____ RECORD SET
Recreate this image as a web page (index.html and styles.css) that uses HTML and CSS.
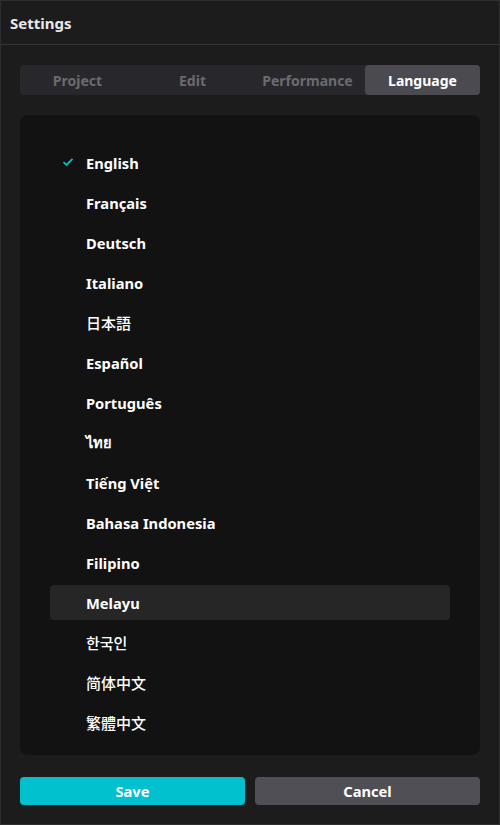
FILE: index.html
```html
<!DOCTYPE html>
<html lang="en">
  <head>
    <meta charset="UTF-8" />
    <title>Settings</title>
    <link rel="stylesheet" href="styles.css">
  </head>
  <body>
    <div class="window">
      <header class="titlebar">Settings</header>

      <div class="content">
        <nav class="tabs">
          <span class="tab">Project</span>
          <span class="tab">Edit</span>
          <span class="tab">Performance</span>
          <span class="tab active">Language</span>
        </nav>

        <ul class="langs">
          <li class="lang selected">
            <svg class="check" width="12" height="10" viewBox="0 0 12 10">
              <path d="M1.5 5.2 L4.5 8 L10.5 1.8" fill="none" stroke="#00c1cd" stroke-width="1.8" />
            </svg>
            English
          </li>
          <li class="lang">Français</li>
          <li class="lang">Deutsch</li>
          <li class="lang">Italiano</li>
          <li class="lang cjk" lang="ja">日本語</li>
          <li class="lang">Español</li>
          <li class="lang">Português</li>
          <li class="lang">ไทย</li>
          <li class="lang">Tiếng Việt</li>
          <li class="lang">Bahasa Indonesia</li>
          <li class="lang">Filipino</li>
          <li class="lang hover">Melayu</li>
          <li class="lang cjk" lang="ko">한국인</li>
          <li class="lang cjk" lang="zh-CN">简体中文</li>
          <li class="lang cjk" lang="zh-TW">繁體中文</li>
        </ul>

        <div class="actions">
          <button class="btn save">Save</button>
          <button class="btn cancel">Cancel</button>
        </div>
      </div>
    </div>
  </body>
</html>
```

FILE: styles.css
```css
html,
body {
  margin: 0;
  height: 100%;
}

body {
  background-color: #1c1c1c;
  font-family: "Noto Sans", "Open Sans", "Noto Sans CJK SC", sans-serif;
  color: #fff;
}

.window {
  box-sizing: border-box;
  height: 825px;
  border: 1px solid #2f2f2f;
  display: flex;
  flex-direction: column;
}

.titlebar {
  height: 43px;
  border-bottom: 1px solid #333;
  padding-left: 9px;
  display: flex;
  align-items: center;
  font-size: 15px;
  font-weight: 700;
  color: #e8e8e8;
}

.content {
  padding: 20px 19px 0 19px;
  display: flex;
  flex-direction: column;
}

.tabs {
  display: grid;
  grid-template-columns: repeat(4, 1fr);
  height: 30px;
  background-color: #28282c;
  border-radius: 4px;
}

.tab {
  display: flex;
  align-items: center;
  justify-content: center;
  font-size: 14px;
  font-weight: 700;
  color: #6b6b6e;
  border-radius: 4px;
}

.tab.active {
  background-color: #4a4a50;
  color: #fff;
}

.langs {
  list-style: none;
  margin: 20px 0 0 0;
  padding: 30px 30px 15px 30px;
  background-color: #121212;
  border-radius: 8px;
  display: flex;
  flex-direction: column;
  gap: 5px;
}

.lang {
  position: relative;
  height: 35px;
  padding-left: 36px;
  display: flex;
  align-items: center;
  font-size: 14.7px;
  font-weight: 700;
  border-radius: 4px;
}

.lang.cjk {
  font-family: "Noto Sans CJK SC", sans-serif;
  font-size: 15px;
  font-weight: 500;
}

.lang.cjk:lang(ja) {
  font-family: "Noto Sans CJK JP", sans-serif;
}

.lang.cjk:lang(ko) {
  font-family: "Noto Sans CJK KR", sans-serif;
}

.lang.cjk:lang(zh-TW) {
  font-family: "Noto Sans CJK TC", sans-serif;
}

.lang.hover {
  background-color: #262626;
}

.check {
  position: absolute;
  left: 12px;
  top: 12px;
}

.actions {
  margin-top: 22px;
  display: grid;
  grid-template-columns: 1fr 1fr;
  gap: 10px;
}

.btn {
  height: 28px;
  border: none;
  border-radius: 4px;
  font-family: "Noto Sans", sans-serif;
  font-size: 14.7px;
  font-weight: 700;
  color: #fff;
  cursor: pointer;
}

.save {
  background-color: #00c1cd;
}

.cancel {
  background-color: #4f4f55;
}
```
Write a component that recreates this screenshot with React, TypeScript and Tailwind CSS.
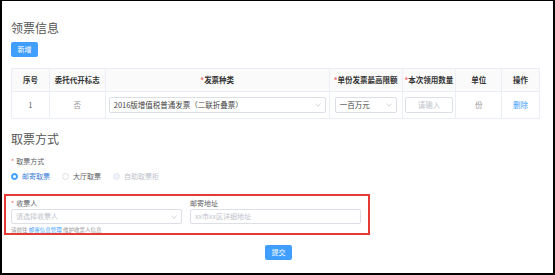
import React from 'react';

const cols = [
  { label: '序号', w: 'w-[38px]' },
  { label: '委托代开标志', w: 'w-[56px]' },
  { label: '发票种类', w: 'w-[225px]', req: true },
  { label: '单份发票最高限额', w: 'w-[73px]', req: true },
  { label: '本次领用数量', w: 'w-[54px]', req: true },
  { label: '单位', w: 'w-[46px]' },
  { label: '操作', w: 'w-[37px]' },
];

function Chevron() {
  return (
    <svg width="6" height="4" viewBox="0 0 6 4" className="shrink-0">
      <path d="M0.5 0.8 L3 3.2 L5.5 0.8" fill="none" stroke="#c0c4cc" strokeWidth="0.7" />
    </svg>
  );
}

function Radio({ label, checked, disabled }: { label: string; checked?: boolean; disabled?: boolean }) {
  return (
    <div className="flex items-center gap-[4px]">
      {checked ? (
        <span className="w-[7px] h-[7px] rounded-full border border-[#409eff] bg-[#409eff] flex items-center justify-center">
          <span className="w-[3px] h-[3px] rounded-full bg-white" />
        </span>
      ) : (
        <span className={`w-[7px] h-[7px] rounded-full border ${disabled ? 'border-[#e4e7ed] bg-[#edf2fc]' : 'border-[#dcdfe6] bg-white'}`} />
      )}
      <span className={`text-[7px] leading-[10px] ${checked ? 'text-[#3d7fd9]' : disabled ? 'text-[#c0c4cc]' : 'text-[#606266]'}`}>{label}</span>
    </div>
  );
}

export default function App() {
  return (
    <div
      className="w-[555px] h-[275px] bg-white border-t border-r-2 border-b-2 border-l-2 border-black pl-[9px] pt-[20px] overflow-hidden"
      style={{ fontFamily: '"Noto Sans CJK SC", "Noto Sans", sans-serif' }}
    >
      {/* 领票信息 */}
      <div className="text-[12px] leading-[14px] text-[#555]">领票信息</div>
      <button className="mt-[7px] h-[15px] w-[27px] bg-[#409eff] text-white text-[7px] rounded-[2px] flex items-center justify-center">
        新增
      </button>

      <div className="mt-[11px] w-[529px] border border-[#ebeef5] text-[7.5px]">
        <div className="flex h-[23px] bg-[#fafafa] border-b border-[#ebeef5]">
          {cols.map((c, i) => (
            <div
              key={c.label}
              className={`${c.w} flex items-center justify-center font-semibold text-[#333] ${i < cols.length - 1 ? 'border-r border-[#ebeef5]' : ''}`}
            >
              {c.req && <span className="text-[#f56c6c]">*</span>}
              {c.label}
            </div>
          ))}
        </div>
        <div className="flex h-[26px] text-[#606266]">
          <div className="w-[38px] flex items-center justify-center border-r border-[#ebeef5]">1</div>
          <div className="w-[56px] flex items-center justify-center border-r border-[#ebeef5] text-[#999]">否</div>
          <div className="w-[225px] flex items-center justify-center border-r border-[#ebeef5]">
            <div className="w-[217px] h-[16px] border border-[#dcdfe6] rounded-[2px] flex items-center justify-between px-[4px]">
              <span className="text-[#444]">2016版增值税普通发票（二联折叠票）</span>
              <Chevron />
            </div>
          </div>
          <div className="w-[73px] flex items-center justify-center border-r border-[#ebeef5]">
            <div className="w-[62px] h-[16px] border border-[#dcdfe6] rounded-[2px] flex items-center justify-between px-[4px]">
              <span className="text-[#444]">一百万元</span>
              <Chevron />
            </div>
          </div>
          <div className="w-[54px] flex items-center justify-center border-r border-[#ebeef5]">
            <div className="w-[48px] h-[16px] border border-[#dcdfe6] rounded-[2px] flex items-center justify-center text-[#c0c4cc]">
              请输入
            </div>
          </div>
          <div className="w-[46px] flex items-center justify-center border-r border-[#ebeef5] text-[#999]">份</div>
          <div className="w-[37px] flex items-center justify-center text-[#409eff]">删除</div>
        </div>
      </div>

      {/* 取票方式 */}
      <div className="mt-[13px] text-[12px] leading-[14px] text-[#555]">取票方式</div>
      <div className="mt-[10px] text-[7px] leading-[10px] text-[#606266]">
        <span className="text-[#f56c6c] mr-[2px]">*</span>取票方式
      </div>
      <div className="mt-[5px] flex items-center gap-[12px]">
        <Radio label="邮寄取票" checked />
        <Radio label="大厅取票" />
        <Radio label="自助取票柜" disabled />
      </div>

      <div className="mt-[13px] ml-[-7px] w-[366px] h-[41px] border-2 border-[#e53935] pl-[5px] pt-[2px] flex gap-[8px]">
        <div className="w-[171px]">
          <div className="text-[7px] leading-[10px] text-[#606266]">
            <span className="text-[#f56c6c] mr-[2px]">*</span>收票人
          </div>
          <div className="mt-[1px] h-[15px] border border-[#dcdfe6] rounded-[2px] flex items-center justify-between px-[4px] text-[7px] text-[#c0c4cc]">
            <span>请选择收票人</span>
            <Chevron />
          </div>
          <div className="mt-[3px] text-[5.5px] leading-[6px] text-[#999]">
            请前往 <span className="text-[#409eff]">邮寄信息管理</span> 维护收票人信息
          </div>
        </div>
        <div className="w-[171px]">
          <div className="text-[7px] leading-[10px] text-[#606266]">邮寄地址</div>
          <div className="mt-[1px] h-[15px] border border-[#dcdfe6] rounded-[2px] flex items-center px-[4px] text-[7px] text-[#c0c4cc]">
            xx市xx区详细地址
          </div>
        </div>
      </div>

      <button className="mt-[10px] ml-[254px] h-[15px] w-[27px] bg-[#409eff] text-white text-[7px] rounded-[2px] flex items-center justify-center">
        提交
      </button>
    </div>
  );
}
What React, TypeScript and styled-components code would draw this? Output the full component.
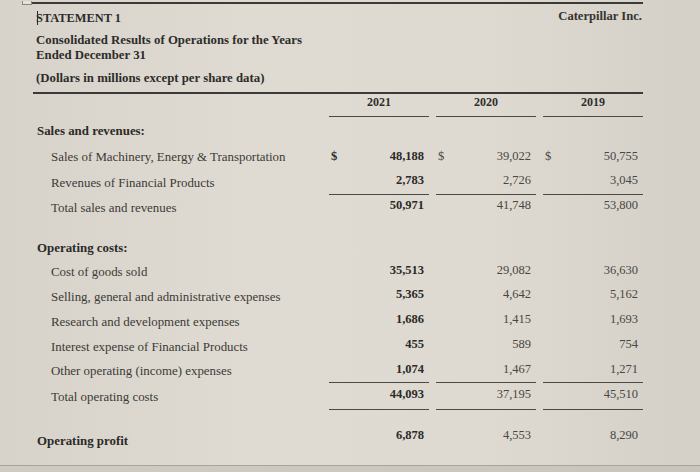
import React from "react";
import styled, { createGlobalStyle } from "styled-components";

const GlobalStyle = createGlobalStyle`
  html, body { margin: 0; padding: 0; }
  body {
    background: #dcd8cf;
    font-family: "Liberation Serif", "Times New Roman", serif;
  }
`;

const Page = styled.div`
  width: 700px;
  height: 472px;
  box-sizing: border-box;
  display: flex;
  flex-direction: column;
  background: linear-gradient(90deg, #d7d3ca 0%, #dfdbd2 35%, #dedad1 70%, #d4d0c7 100%);
  overflow: hidden;
`;

const Sheet = styled.div`
  width: 610px;
  margin-left: 33px;
  display: flex;
  flex-direction: column;
`;

const TopBar = styled.div`
  display: flex;
  align-items: flex-end;
  height: 5px;
  margin-left: -11px;
`;

const Handle = styled.div`
  width: 10px;
  height: 4px;
  border: 1px solid #8c8a85;
  border-top: none;
  box-sizing: border-box;
  background: #e4e1da;
`;

const TopRule = styled.div`
  flex: 1;
  height: 2px;
  margin-bottom: 1px;
  background: #3b3a38;
`;

const Header = styled.div`
  display: flex;
  justify-content: space-between;
  align-items: flex-start;
`;

const TitleBlock = styled.div`
  display: flex;
  flex-direction: column;
  padding-left: 3px;
  padding-top: 6px;
`;

const Statement = styled.div`
  position: relative;
  font-weight: bold;
  font-size: 12.4px;
  line-height: 14px;
  color: #2d2c2a;
  &::before {
    content: "";
    position: absolute;
    left: 1px;
    top: 0px;
    width: 1px;
    height: 14px;
    background: #2d2c2a;
  }
`;

const Title = styled.div`
  margin-top: 8px;
  font-weight: bold;
  font-size: 12.8px;
  line-height: 15px;
  color: #2d2c2a;
`;

const Subtitle = styled.div`
  margin-top: 8px;
  font-weight: bold;
  font-size: 12.8px;
  line-height: 14px;
  color: #2d2c2a;
`;

const Company = styled.div`
  padding-top: 4px;
  padding-right: 1px;
  font-weight: bold;
  font-size: 12.6px;
  line-height: 14px;
  color: #353431;
`;

const MainRule = styled.div`
  margin-top: 7px;
  height: 2px;
  background: #3b3a38;
`;

const Grid = styled.div<{ $h?: number }>`
  display: grid;
  grid-template-columns: 289px 100px 100px 100px;
  column-gap: 7px;
  height: ${(p) => p.$h ?? 25}px;
`;

const YearCell = styled.div`
  border-bottom: 1.5px solid #4a4946;
  text-align: center;
  font-weight: bold;
  font-size: 12px;
  line-height: 14px;
  padding-top: 1px;
  color: #2f2e2c;
`;

const Label = styled.div<{ $indent?: boolean; $bold?: boolean }>`
  display: flex;
  align-items: center;
  padding-left: ${(p) => (p.$indent ? 18 : 4)}px;
  padding-top: 2px;
  font-size: 12.9px;
  font-weight: ${(p) => (p.$bold ? "bold" : "normal")};
  color: ${(p) => (p.$bold ? "#2b2a28" : "#3b3a37")};
  white-space: nowrap;
`;

const Value = styled.div<{ $bold?: boolean; $rule?: boolean; $lift?: number }>`
  display: flex;
  align-items: center;
  justify-content: space-between;
  padding: 0 5px ${(p) => p.$lift ?? 2.5}px 2px;
  box-sizing: border-box;
  border-bottom: ${(p) => (p.$rule ? "1.5px solid #4a4946" : "1.5px solid transparent")};
  font-size: 12.5px;
  font-weight: ${(p) => (p.$bold ? "bold" : "normal")};
  color: ${(p) => (p.$bold ? "#2b2a28" : "#484744")};
`;

const Dollar = styled.span``;

const Spacer = styled.div<{ $h: number }>`
  height: ${(p) => p.$h}px;
`;

const BottomEdge = styled.div`
  margin-top: auto;
  height: 6px;
  border-top: 1px solid #a8a49d;
  background: linear-gradient(90deg, #cfcbc3, #c9c5bd);
`;

type RowData = {
  label: string;
  bold?: boolean;
  indent?: boolean;
  values?: [string, string, string];
  dollar?: boolean;
  rule?: boolean;
  h?: number;
  lift?: number;
};

const Row: React.FC<RowData> = ({ label, bold, indent, values, dollar, rule, h, lift }) => (
  <Grid $h={h}>
    <Label $indent={indent} $bold={bold}>{label}</Label>
    {[0, 1, 2].map((i) => (
      <Value key={i} $bold={i === 0} $rule={rule} $lift={lift}>
        <Dollar>{dollar ? "$" : ""}</Dollar>
        <span>{values ? values[i] : ""}</span>
      </Value>
    ))}
  </Grid>
);

export default function App() {
  return (
    <Page>
      <GlobalStyle />
      <Sheet>
        <TopBar>
          <Handle />
          <TopRule />
        </TopBar>
        <Header>
          <TitleBlock>
            <Statement>STATEMENT 1</Statement>
            <Title>
              Consolidated Results of Operations for the Years
              <br />
              Ended December 31
            </Title>
            <Subtitle>(Dollars in millions except per share data)</Subtitle>
          </TitleBlock>
          <Company>Caterpillar Inc.</Company>
        </Header>
        <MainRule />
        <Grid $h={23}>
          <div />
          <YearCell>2021</YearCell>
          <YearCell>2020</YearCell>
          <YearCell>2019</YearCell>
        </Grid>
        <Row label="Sales and revenues:" bold h={27} />
        <Row
          label="Sales of Machinery, Energy & Transportation"
          indent
          dollar
          lift={0}
          values={["48,188", "39,022", "50,755"]}
        />
        <Row label="Revenues of Financial Products" indent rule h={26} values={["2,783", "2,726", "3,045"]} />
        <Row label="Total sales and revenues" indent values={["50,971", "41,748", "53,800"]} />
        <Spacer $h={15} />
        <Row label="Operating costs:" bold h={24.5} />
        <Row label="Cost of goods sold" indent h={24.75} values={["35,513", "29,082", "36,630"]} />
        <Row
          label="Selling, general and administrative expenses"
          indent
          h={24.75}
          values={["5,365", "4,642", "5,162"]}
        />
        <Row label="Research and development expenses" indent h={24.75} lift={3.5} values={["1,686", "1,415", "1,693"]} />
        <Row label="Interest expense of Financial Products" indent h={24.75} values={["455", "589", "754"]} />
        <Row
          label="Other operating (income) expenses"
          indent
          rule
          h={24.75}
          values={["1,074", "1,467", "1,271"]}
        />
        <Row label="Total operating costs" indent rule h={26.75} lift={3.5} values={["44,093", "37,195", "45,510"]} />
        <Spacer $h={16} />
        <Row label="Operating profit" bold h={28} lift={8.5} values={["6,878", "4,553", "8,290"]} />
      </Sheet>
      <BottomEdge />
    </Page>
  );
}
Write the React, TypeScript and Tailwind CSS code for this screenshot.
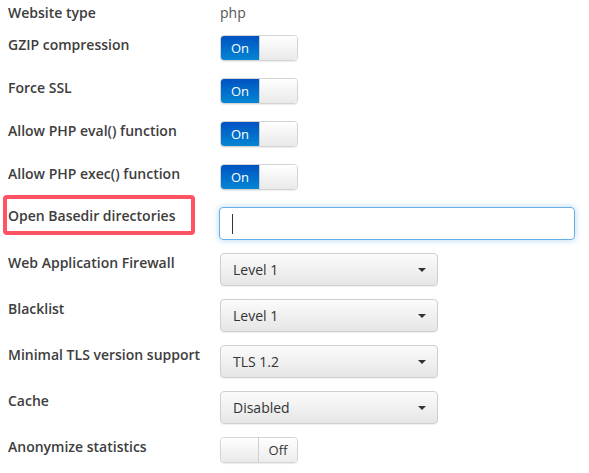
import React from 'react';

function Toggle({ on }: { on: boolean }) {
  return (
    <div className="flex h-[26px] w-[78px] overflow-hidden rounded-[4px] border border-[#d4d4d4] text-[13px] shadow-[0_1px_1px_rgba(0,0,0,0.08)]">
      {on ? (
        <>
          <div className="flex w-[38px] items-center justify-center bg-gradient-to-b from-[#0052c2] to-[#0a86d4] text-white">On</div>
          <div className="flex-1 border-l border-[#d0d0d0] bg-gradient-to-b from-[#ffffff] to-[#e9e9e9]" />
        </>
      ) : (
        <>
          <div className="w-[38px] border-r border-[#d0d0d0] bg-gradient-to-b from-[#ffffff] to-[#e9e9e9]" />
          <div className="flex flex-1 items-center justify-center bg-gradient-to-b from-[#ffffff] to-[#ececec] text-[#333]">Off</div>
        </>
      )}
    </div>
  );
}

function Select({ value }: { value: string }) {
  return (
    <div className="flex h-[33px] w-[218px] items-center justify-between rounded-[4px] border border-[#cfcfcf] bg-gradient-to-b from-[#fbfbfb] to-[#e6e6e6] pl-[12px] pr-[11px] text-[#333] shadow-[0_1px_1px_rgba(0,0,0,0.06)]">
      <span>{value}</span>
      <svg width="8" height="4" viewBox="0 0 8 4">
        <path d="M0 0h8L4 4z" fill="#333" />
      </svg>
    </div>
  );
}

const toggles = [
  ['GZIP compression', true],
  ['Force SSL', true],
  ['Allow PHP eval() function', true],
  ['Allow PHP exec() function', true],
] as const;

const selects = [
  ['Web Application Firewall', 'Level 1'],
  ['Blacklist', 'Level 1'],
  ['Minimal TLS version support', 'TLS 1.2'],
  ['Cache', 'Disabled'],
];

export default function App() {
  return (
    <div className="h-[473px] w-[589px] bg-white pl-[8px] font-['Open_Sans',sans-serif] text-[14px] leading-[20px] text-[#333]">
      <div className="flex h-[35px] pt-[3px]">
        <div className="w-[211px] font-semibold text-[#3d3d3d]">Website type</div>
        <div className="pl-[1px] text-[#555]">php</div>
      </div>

      {toggles.map(([label, on]) => (
        <div key={label} className="flex h-[43px]">
          <div className="w-[212px] font-semibold text-[#3d3d3d]">{label}</div>
          <Toggle on={on} />
        </div>
      ))}

      <div className="flex h-[46px]">
        <div className="relative w-[211px] font-semibold text-[#3d3d3d]">
          <span className="relative -top-[1px]">Open Basedir directories</span>
          <span className="pointer-events-none absolute -left-[5px] -top-[12px] h-[40px] w-[192px] rounded-[4px] border-4 border-[#ff5263]" />
        </div>
        <div className="flex h-[33px] w-[356px] items-center rounded-[4px] border border-[#66afe9] pl-[12px] shadow-[0_0_6px_rgba(102,175,233,0.5)]">
          <div className="h-[20px] w-px bg-[#333]" />
        </div>
      </div>

      {selects.map(([label, value]) => (
        <div key={label} className="flex h-[46px]">
          <div className="w-[212px] font-semibold text-[#3d3d3d]">{label}</div>
          <Select value={value} />
        </div>
      ))}

      <div className="flex h-[36px]">
        <div className="w-[212px] font-semibold text-[#3d3d3d]">Anonymize statistics</div>
        <Toggle on={false} />
      </div>
    </div>
  );
}
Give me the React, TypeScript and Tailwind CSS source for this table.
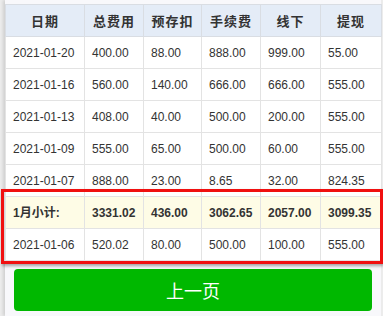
________
WHAT TO DO:
Show the lines where the word "Write" appears in the entries.

OUTPUT OF THE EXERCISE:
Write a component that recreates this screenshot with React, TypeScript and Tailwind CSS.
Write the React, TypeScript and Tailwind CSS code for this screenshot.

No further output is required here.